Are there holes in your client experience? (first published in the Law Society Gazette/In Business blog)

Click here to see this article on the Law Society Gazette web site.

An enquiry can pass through many parts of your firm (web site, reception, secretaries and other lawyers) before reaching the appropriate person. It will also pass through the phases of an explanation of circumstances and needs, discussion of a solution, outlining costs and benefits, confirmation of proposals, follow-up, acceptance or decline.

At each of these points, your team has an opportunity to impress or not.
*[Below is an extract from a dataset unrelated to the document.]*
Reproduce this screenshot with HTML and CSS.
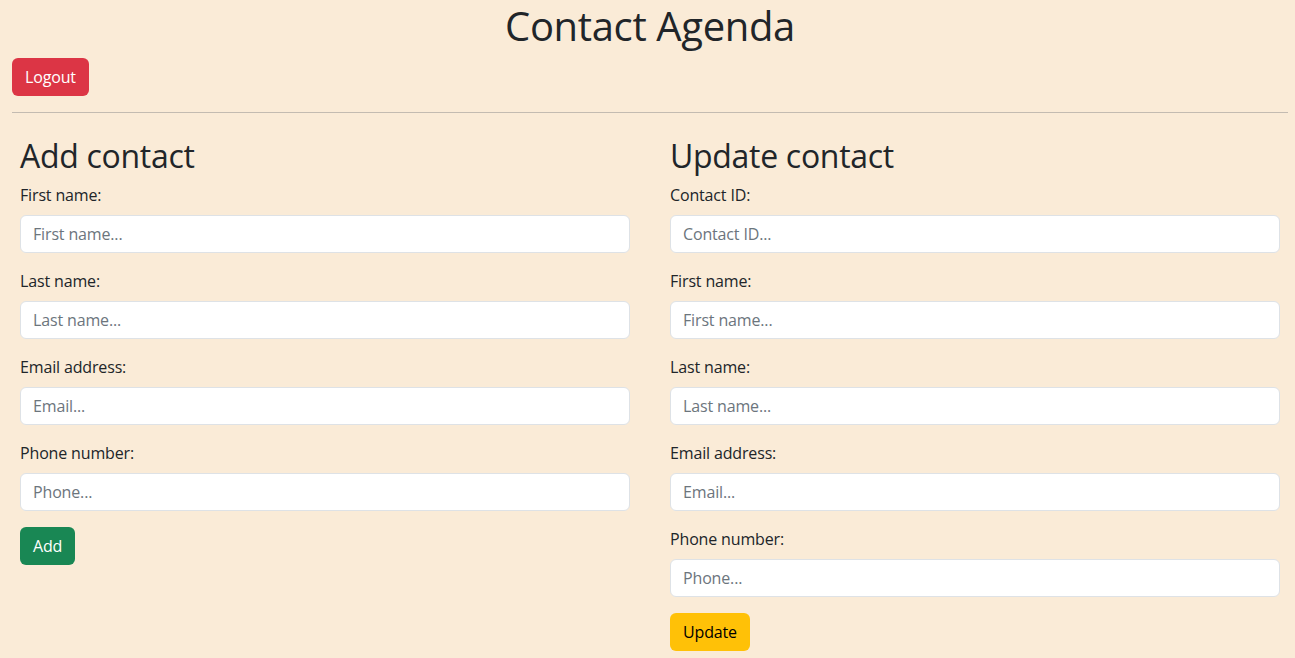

A team member may convey empathy and build confidence, or they may not.

They may appear enthusiastic and capable, or they may not.
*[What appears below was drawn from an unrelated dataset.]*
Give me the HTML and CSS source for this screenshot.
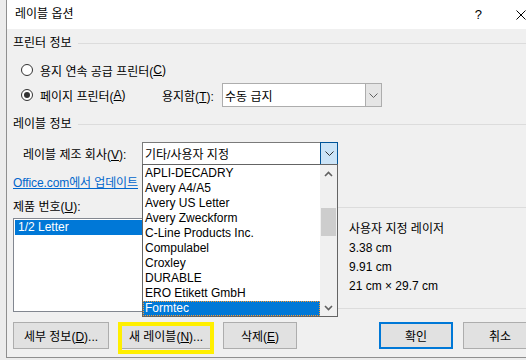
FILE: index.html
```html
<!DOCTYPE html>
<html lang="ko">
<head>
  <meta charset="utf-8">
  <link rel="stylesheet" href="styles.css">
</head>
<body>
  <div class="dialog">
    <div class="titlebar">
      <span class="title">레이블 옵션</span>
      <span class="help">?</span>
      <span class="close">
        <svg width="10" height="10" viewBox="0 0 10 10"><path d="M0.5 0.5 L9.5 9.5 M9.5 0.5 L0.5 9.5" stroke="#000" stroke-width="1" fill="none"/></svg>
      </span>
    </div>

    <div class="content">
      <div class="group-title"><span>프린터 정보</span></div>

      <div class="radio-row">
        <label class="radio-item"><span class="radio"></span>용지 연속 공급 프린터(<u>C</u>)</label>
      </div>

      <div class="radio-row tray-row">
        <label class="radio-item fixed"><span class="radio checked"></span>페이지 프린터(<u>A</u>)</label>
        <span class="tray-label">용지함(<u>T</u>):</span>
        <div class="select tray-select">
          <span class="select-text">수동 급지</span>
          <span class="drop-btn">
            <svg width="9" height="5" viewBox="0 0 9 5"><path d="M0.5 0.5 L4.5 4.5 L8.5 0.5" stroke="#606060" fill="none"/></svg>
          </span>
        </div>
      </div>

      <div class="group-title"><span>레이블 정보</span></div>

      <div class="vendor-row">
        <span class="vendor-label">레이블 제조 회사(<u>V</u>):</span>
        <div class="combo">
          <div class="select vendor-select">
            <span class="select-text">기타/사용자 지정</span>
            <span class="drop-btn active">
              <svg width="9" height="5" viewBox="0 0 9 5"><path d="M0.5 0.5 L4.5 4.5 L8.5 0.5" stroke="#303030" fill="none"/></svg>
            </span>
          </div>
          <div class="dropdown">
            <div class="options">
              <div class="option">APLI-DECADRY</div>
              <div class="option">Avery A4/A5</div>
              <div class="option">Avery US Letter</div>
              <div class="option">Avery Zweckform</div>
              <div class="option">C-Line Products Inc.</div>
              <div class="option">Compulabel</div>
              <div class="option">Croxley</div>
              <div class="option">DURABLE</div>
              <div class="option">ERO Etikett GmbH</div>
              <div class="option selected">Formtec</div>
            </div>
            <div class="scrollbar">
              <span class="arrow">
                <svg width="9" height="6" viewBox="0 0 9 6"><path d="M1 5 L4.5 1.5 L8 5" stroke="#606060" stroke-width="1.6" fill="none"/></svg>
              </span>
              <div class="track"><div class="thumb"></div></div>
              <span class="arrow">
                <svg width="9" height="6" viewBox="0 0 9 6"><path d="M1 1 L4.5 4.5 L8 1" stroke="#606060" stroke-width="1.6" fill="none"/></svg>
              </span>
            </div>
          </div>
        </div>
      </div>

      <a class="link">Office.com에서 업데이트</a>

      <div class="product-row">
        <div class="product-col">
          <div class="product-label">제품 번호(<u>U</u>):</div>
          <div class="listbox">
            <div class="list-item selected">1/2 Letter</div>
          </div>
        </div>
        <div class="info-box">
          <span class="info-key">종류:</span><span class="info-val">사용자 지정 레이저</span>
          <span class="info-key">높이:</span><span class="info-val">3.38 cm</span>
          <span class="info-key">너비:</span><span class="info-val">9.91 cm</span>
          <span class="info-key">페이지 크기:</span><span class="info-val">21 cm × 29.7 cm</span>
        </div>
      </div>

      <div class="buttons">
        <button class="btn wide">세부 정보(<u>D</u>)...</button>
        <button class="btn wide marked">새 레이블(<u>N</u>)...</button>
        <button class="btn">삭제(<u>E</u>)</button>
        <button class="btn default push">확인</button>
        <button class="btn">취소</button>
      </div>
    </div>
  </div>
</body>
</html>
```

FILE: styles.css
```css
html, body {
  margin: 0;
  overflow: hidden;
}
body {
  width: 526px;
  height: 360px;
  background: #ececec;
  font-family: "Liberation Sans", "Noto Sans CJK KR", sans-serif;
  font-size: 12px;
  color: #000;
}
.dialog {
  margin-left: 6px;
  width: 538px;
  height: 358px;
  box-sizing: border-box;
  border-left: 1px solid #8f8f8f;
  border-bottom: 1px solid #8f8f8f;
  background: #f0f0f0;
}
.titlebar {
  display: flex;
  align-items: center;
  height: 29px;
  line-height: 29px;
  padding-left: 8px;
  background: #fff;
}
.help {
  margin-left: auto;
  font-size: 13px;
}
.close {
  display: flex;
  margin-left: 34px;
  margin-right: 18px;
}
.content {
  padding: 0 7px 0 6px;
}
.group-title {
  display: flex;
  align-items: center;
  gap: 6px;
  height: 16px;
  line-height: 16px;
  margin-top: 6px;
}
.group-title::after {
  content: "";
  flex: 1;
  border-top: 1px solid #dcdcdc;
}
.group-title + .radio-row {
  margin-top: 9px;
}
.radio-row {
  display: flex;
  align-items: center;
  height: 20px;
}
.radio-item {
  display: flex;
  align-items: center;
  margin-left: 8px;
}
.radio-item.fixed {
  width: 141px;
}
.radio {
  width: 12px;
  height: 12px;
  box-sizing: border-box;
  border: 1px solid #333;
  border-radius: 50%;
  background: #fff;
  margin-right: 7px;
  display: flex;
  align-items: center;
  justify-content: center;
}
.radio.checked::after {
  content: "";
  width: 6px;
  height: 6px;
  border-radius: 50%;
  background: #333;
}
.tray-row {
  height: 24px;
  margin-top: 3px;
}
.tray-label {
  width: 60px;
}
.select {
  display: flex;
  align-items: stretch;
  box-sizing: border-box;
  border: 1px solid #7a7a7a;
  background: #fff;
}
.select-text {
  flex: 1;
  padding-left: 2px;
  display: flex;
  align-items: center;
}
.tray-select {
  width: 160px;
  height: 24px;
  border-color: #adadad;
}
.drop-btn {
  width: 15px;
  display: flex;
  align-items: center;
  justify-content: center;
  background: #e5e5e5;
  border-left: 1px solid #adadad;
}
.drop-btn.active {
  width: 16px;
  margin: -1px -1px -1px 0;
  background: #cce4f7;
  border: 1px solid #005499;
}
.tray-row + .group-title {
  margin-top: 9px;
}
.vendor-row {
  display: flex;
  align-items: center;
  height: 23px;
  margin-top: 10px;
}
.vendor-label {
  width: 119px;
  margin-left: 10px;
}
.combo {
  position: relative;
}
.vendor-select {
  width: 196px;
  height: 23px;
  border-color: #7a7a7a;
}
.dropdown {
  position: absolute;
  left: 0;
  top: 22px;
  width: 196px;
  height: 153px;
  box-sizing: border-box;
  border: 1px solid #646464;
  background: #fff;
  display: flex;
  z-index: 2;
}
.options {
  flex: 1;
  padding-top: 1px;
}
.option {
  height: 15px;
  line-height: 15px;
  padding-left: 2px;
  white-space: nowrap;
}
.option.selected {
  background: #0078d7;
  color: #fff;
  outline: 1px dotted #ff9a2e;
  outline-offset: -1px;
}
.scrollbar {
  width: 17px;
  background: #f0f0f0;
  display: flex;
  flex-direction: column;
}
.arrow {
  height: 17px;
  display: flex;
  align-items: center;
  justify-content: center;
}
.track {
  flex: 1;
}
.thumb {
  margin: 26px 1px 0;
  height: 28px;
  background: #cdcdcd;
}
.link {
  display: inline-block;
  height: 16px;
  line-height: 16px;
  margin-top: 10px;
  color: #0066cc;
  text-decoration: underline;
  white-space: nowrap;
  letter-spacing: -0.1px;
}
.product-row {
  display: flex;
  margin-top: 8px;
}
.product-col {
  width: 232px;
}
.product-label {
  height: 16px;
  line-height: 16px;
}
.listbox {
  margin-top: 3px;
  height: 94px;
  box-sizing: border-box;
  border: 1px solid #828790;
  background: #fff;
}
.list-item {
  margin: 1px 1px 0;
  height: 15px;
  line-height: 15px;
  padding-left: 3px;
}
.list-item.selected {
  background: #0078d7;
  color: #fff;
}
.info-box {
  flex: 1;
  margin-left: 18px;
  margin-top: 8px;
  height: 102px;
  box-sizing: border-box;
  border-top: 1px solid #dcdcdc;
  border-bottom: 1px solid #dcdcdc;
  padding: 12px 0 0 10px;
  display: grid;
  grid-template-columns: 76px 1fr;
  grid-auto-rows: 19px;
  align-content: start;
  line-height: 19px;
}
.info-val {
  white-space: nowrap;
}
.buttons {
  display: flex;
  gap: 9px;
  margin-top: 10px;
}
.btn {
  height: 27px;
  width: 74px;
  padding: 0;
  border: 1px solid #adadad;
  background: #e1e1e1;
  font: inherit;
  color: #000;
  white-space: nowrap;
}
.btn.wide {
  width: 96px;
}
.btn.default {
  border: 2px solid #0078d7;
}
.btn.push {
  margin-left: auto;
  margin-right: 1px;
}
.marked {
  position: relative;
}
.marked::after {
  content: "";
  position: absolute;
  left: -1px;
  top: -1px;
  right: -1px;
  bottom: -6px;
  border: 4px solid #ffef00;
}
```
How can you monitor this important performance indicator without an efficient centralised system for capturing and monitoring the conversion of enquiries to instructions.
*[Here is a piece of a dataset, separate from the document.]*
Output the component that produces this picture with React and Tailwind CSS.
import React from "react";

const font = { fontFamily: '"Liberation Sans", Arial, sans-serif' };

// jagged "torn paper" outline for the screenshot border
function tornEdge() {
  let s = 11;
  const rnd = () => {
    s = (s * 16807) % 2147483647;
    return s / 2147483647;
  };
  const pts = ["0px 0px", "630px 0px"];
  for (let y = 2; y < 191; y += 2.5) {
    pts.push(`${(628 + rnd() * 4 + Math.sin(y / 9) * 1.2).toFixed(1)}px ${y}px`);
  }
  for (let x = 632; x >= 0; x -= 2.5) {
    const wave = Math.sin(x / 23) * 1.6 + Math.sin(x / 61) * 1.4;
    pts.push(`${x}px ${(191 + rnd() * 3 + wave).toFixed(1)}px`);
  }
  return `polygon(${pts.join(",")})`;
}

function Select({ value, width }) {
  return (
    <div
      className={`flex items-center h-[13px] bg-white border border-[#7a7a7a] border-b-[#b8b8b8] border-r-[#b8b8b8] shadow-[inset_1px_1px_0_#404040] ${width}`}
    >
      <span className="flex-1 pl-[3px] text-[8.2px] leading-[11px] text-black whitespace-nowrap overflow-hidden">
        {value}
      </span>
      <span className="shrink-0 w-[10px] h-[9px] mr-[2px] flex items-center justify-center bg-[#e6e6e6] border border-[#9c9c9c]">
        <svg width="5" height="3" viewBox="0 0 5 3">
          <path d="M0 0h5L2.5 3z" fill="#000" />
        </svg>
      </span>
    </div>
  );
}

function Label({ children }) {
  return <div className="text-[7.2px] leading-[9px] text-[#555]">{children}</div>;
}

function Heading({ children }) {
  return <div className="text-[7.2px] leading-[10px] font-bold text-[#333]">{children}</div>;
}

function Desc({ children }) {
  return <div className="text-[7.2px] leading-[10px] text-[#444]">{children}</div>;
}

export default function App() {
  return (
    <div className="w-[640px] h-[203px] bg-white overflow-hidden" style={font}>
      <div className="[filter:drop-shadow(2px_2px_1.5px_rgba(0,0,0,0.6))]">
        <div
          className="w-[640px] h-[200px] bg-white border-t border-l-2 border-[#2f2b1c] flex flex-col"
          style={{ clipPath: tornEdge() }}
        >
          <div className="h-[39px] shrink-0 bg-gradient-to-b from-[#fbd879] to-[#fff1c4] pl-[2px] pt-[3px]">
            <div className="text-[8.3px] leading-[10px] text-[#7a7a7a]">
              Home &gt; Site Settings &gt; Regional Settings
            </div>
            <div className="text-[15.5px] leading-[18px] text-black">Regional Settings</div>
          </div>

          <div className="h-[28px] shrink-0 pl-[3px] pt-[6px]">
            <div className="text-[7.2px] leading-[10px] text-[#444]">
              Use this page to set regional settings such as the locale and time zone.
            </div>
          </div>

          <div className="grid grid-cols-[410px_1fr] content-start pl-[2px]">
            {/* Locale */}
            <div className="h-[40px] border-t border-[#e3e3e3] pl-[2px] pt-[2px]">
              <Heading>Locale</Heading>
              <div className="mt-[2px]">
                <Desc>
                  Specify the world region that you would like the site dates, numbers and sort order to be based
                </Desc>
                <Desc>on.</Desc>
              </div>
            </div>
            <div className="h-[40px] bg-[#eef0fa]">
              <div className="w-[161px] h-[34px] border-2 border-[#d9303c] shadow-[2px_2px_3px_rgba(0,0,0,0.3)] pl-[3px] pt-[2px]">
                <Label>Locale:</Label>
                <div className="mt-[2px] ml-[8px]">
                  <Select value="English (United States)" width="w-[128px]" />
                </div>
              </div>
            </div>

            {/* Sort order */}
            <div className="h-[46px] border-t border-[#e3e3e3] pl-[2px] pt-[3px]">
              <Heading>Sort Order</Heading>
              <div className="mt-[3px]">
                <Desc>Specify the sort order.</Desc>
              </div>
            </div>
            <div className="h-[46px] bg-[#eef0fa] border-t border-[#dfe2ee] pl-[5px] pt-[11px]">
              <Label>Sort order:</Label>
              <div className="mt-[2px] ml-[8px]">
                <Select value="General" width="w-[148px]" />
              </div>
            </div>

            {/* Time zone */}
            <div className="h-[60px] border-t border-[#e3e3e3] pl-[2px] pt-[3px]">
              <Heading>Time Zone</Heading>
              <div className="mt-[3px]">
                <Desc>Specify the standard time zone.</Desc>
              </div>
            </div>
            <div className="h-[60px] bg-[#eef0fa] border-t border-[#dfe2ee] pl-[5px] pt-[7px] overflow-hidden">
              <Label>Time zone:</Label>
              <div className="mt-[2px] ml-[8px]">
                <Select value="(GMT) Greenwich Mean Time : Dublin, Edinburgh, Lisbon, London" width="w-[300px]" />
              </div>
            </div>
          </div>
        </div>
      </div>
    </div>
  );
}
This can present a problem for senior management, who may have a hunch or anecdotal evidence that one department is better at conversion that another, but they may not be clear exactly where in the process the weaknesses are.
Ideally you need to know, for each department

  • how many enquiries they receive;
  • where these come from;
  • how many become an instruction; and
  • if the firm is not instructed, why?

This is fairly basic management information, but given that enquiries enter a firm at so many points, it can be hard to capture and track this vital information.

In a recent mystery shopping exercise with one law firm, an alarming seven out of ten enquiries were lost along the way, for a variety of reasons.

This reminded me of the Swiss Cheese Model of accident causation – it likens human systems to multiple slices of Emmental cheese. The holes in the cheese represent individual weaknesses in the system, but a system failure (e.g. the loss of a potentially valuable client) occurs when all the holes in the cheese align, allowing the hazard to pass through unfettered.

Exploring your client experience from enquiry through to potential instruction can be a useful exercise to ensure that there are no holes in your firm’s approach to client care.